» **EXERCISE REQUIREMENTS**: Return each line of the data below verbatim; pictures are to be left out.

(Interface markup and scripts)
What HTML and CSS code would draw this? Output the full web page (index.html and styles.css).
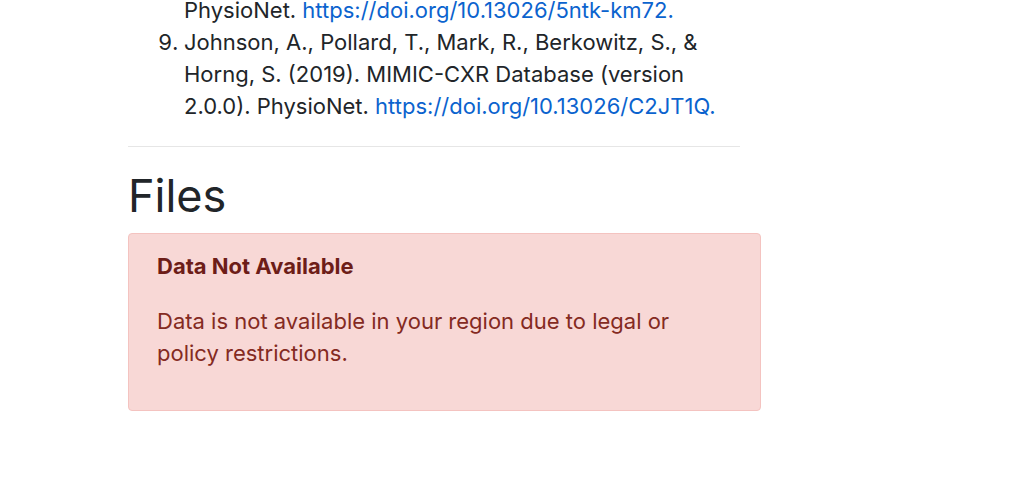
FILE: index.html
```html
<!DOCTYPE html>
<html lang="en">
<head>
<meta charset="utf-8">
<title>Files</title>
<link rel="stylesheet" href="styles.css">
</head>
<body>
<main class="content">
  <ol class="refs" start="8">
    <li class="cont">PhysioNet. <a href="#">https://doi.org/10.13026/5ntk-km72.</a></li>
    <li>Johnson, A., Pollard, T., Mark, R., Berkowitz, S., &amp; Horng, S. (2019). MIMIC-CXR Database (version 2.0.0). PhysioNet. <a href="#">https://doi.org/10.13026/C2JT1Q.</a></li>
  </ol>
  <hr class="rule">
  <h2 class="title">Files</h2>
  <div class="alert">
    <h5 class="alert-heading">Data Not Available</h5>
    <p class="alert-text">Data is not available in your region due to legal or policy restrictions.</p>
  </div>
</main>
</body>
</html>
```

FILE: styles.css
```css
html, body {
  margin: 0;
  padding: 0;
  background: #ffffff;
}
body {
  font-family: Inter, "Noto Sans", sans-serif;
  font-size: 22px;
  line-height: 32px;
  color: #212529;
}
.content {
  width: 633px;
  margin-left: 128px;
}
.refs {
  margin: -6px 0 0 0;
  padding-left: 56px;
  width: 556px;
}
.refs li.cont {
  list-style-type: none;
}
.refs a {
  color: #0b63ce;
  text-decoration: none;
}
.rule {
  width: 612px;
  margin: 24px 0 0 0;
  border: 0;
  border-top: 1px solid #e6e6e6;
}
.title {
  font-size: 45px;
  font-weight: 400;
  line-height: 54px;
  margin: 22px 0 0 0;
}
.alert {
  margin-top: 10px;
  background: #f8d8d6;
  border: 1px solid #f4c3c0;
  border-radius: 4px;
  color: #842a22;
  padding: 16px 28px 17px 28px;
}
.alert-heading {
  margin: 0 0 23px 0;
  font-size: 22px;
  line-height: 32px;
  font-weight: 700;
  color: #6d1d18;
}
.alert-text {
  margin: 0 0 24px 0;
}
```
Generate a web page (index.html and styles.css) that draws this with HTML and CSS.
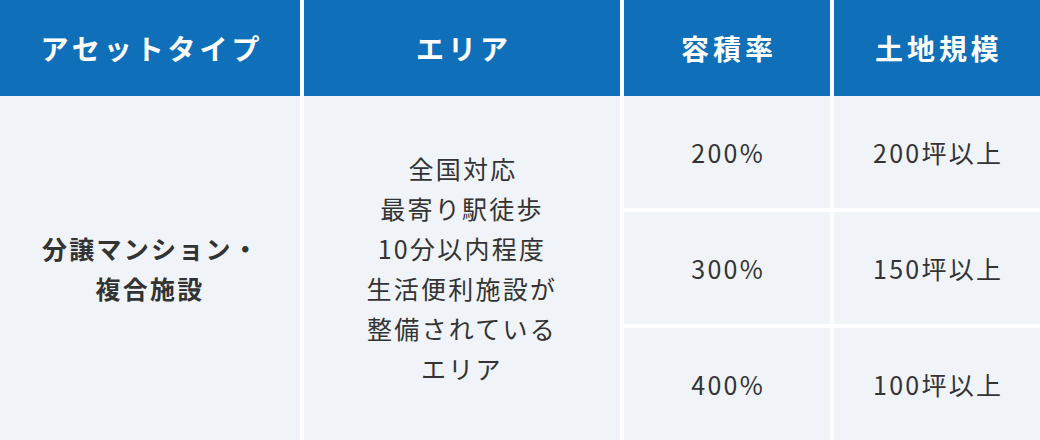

» **SOLUTION FOR THIS TASK**:
What HTML and CSS code would draw this? Output the full web page (index.html and styles.css).
FILE: index.html
```html
<!DOCTYPE html>
<html lang="en">
<head>
<meta charset="utf-8">
<title>Files</title>
<link rel="stylesheet" href="styles.css">
</head>
<body>
<main class="content">
  <ol class="refs" start="8">
    <li class="cont">PhysioNet. <a href="#">https://doi.org/10.13026/5ntk-km72.</a></li>
    <li>Johnson, A., Pollard, T., Mark, R., Berkowitz, S., &amp; Horng, S. (2019). MIMIC-CXR Database (version 2.0.0). PhysioNet. <a href="#">https://doi.org/10.13026/C2JT1Q.</a></li>
  </ol>
  <hr class="rule">
  <h2 class="title">Files</h2>
  <div class="alert">
    <h5 class="alert-heading">Data Not Available</h5>
    <p class="alert-text">Data is not available in your region due to legal or policy restrictions.</p>
  </div>
</main>
</body>
</html>
```

FILE: styles.css
```css
html, body {
  margin: 0;
  padding: 0;
  background: #ffffff;
}
body {
  font-family: Inter, "Noto Sans", sans-serif;
  font-size: 22px;
  line-height: 32px;
  color: #212529;
}
.content {
  width: 633px;
  margin-left: 128px;
}
.refs {
  margin: -6px 0 0 0;
  padding-left: 56px;
  width: 556px;
}
.refs li.cont {
  list-style-type: none;
}
.refs a {
  color: #0b63ce;
  text-decoration: none;
}
.rule {
  width: 612px;
  margin: 24px 0 0 0;
  border: 0;
  border-top: 1px solid #e6e6e6;
}
.title {
  font-size: 45px;
  font-weight: 400;
  line-height: 54px;
  margin: 22px 0 0 0;
}
.alert {
  margin-top: 10px;
  background: #f8d8d6;
  border: 1px solid #f4c3c0;
  border-radius: 4px;
  color: #842a22;
  padding: 16px 28px 17px 28px;
}
.alert-heading {
  margin: 0 0 23px 0;
  font-size: 22px;
  line-height: 32px;
  font-weight: 700;
  color: #6d1d18;
}
.alert-text {
  margin: 0 0 24px 0;
}
```
Generate a web page (index.html and styles.css) that draws this with HTML and CSS.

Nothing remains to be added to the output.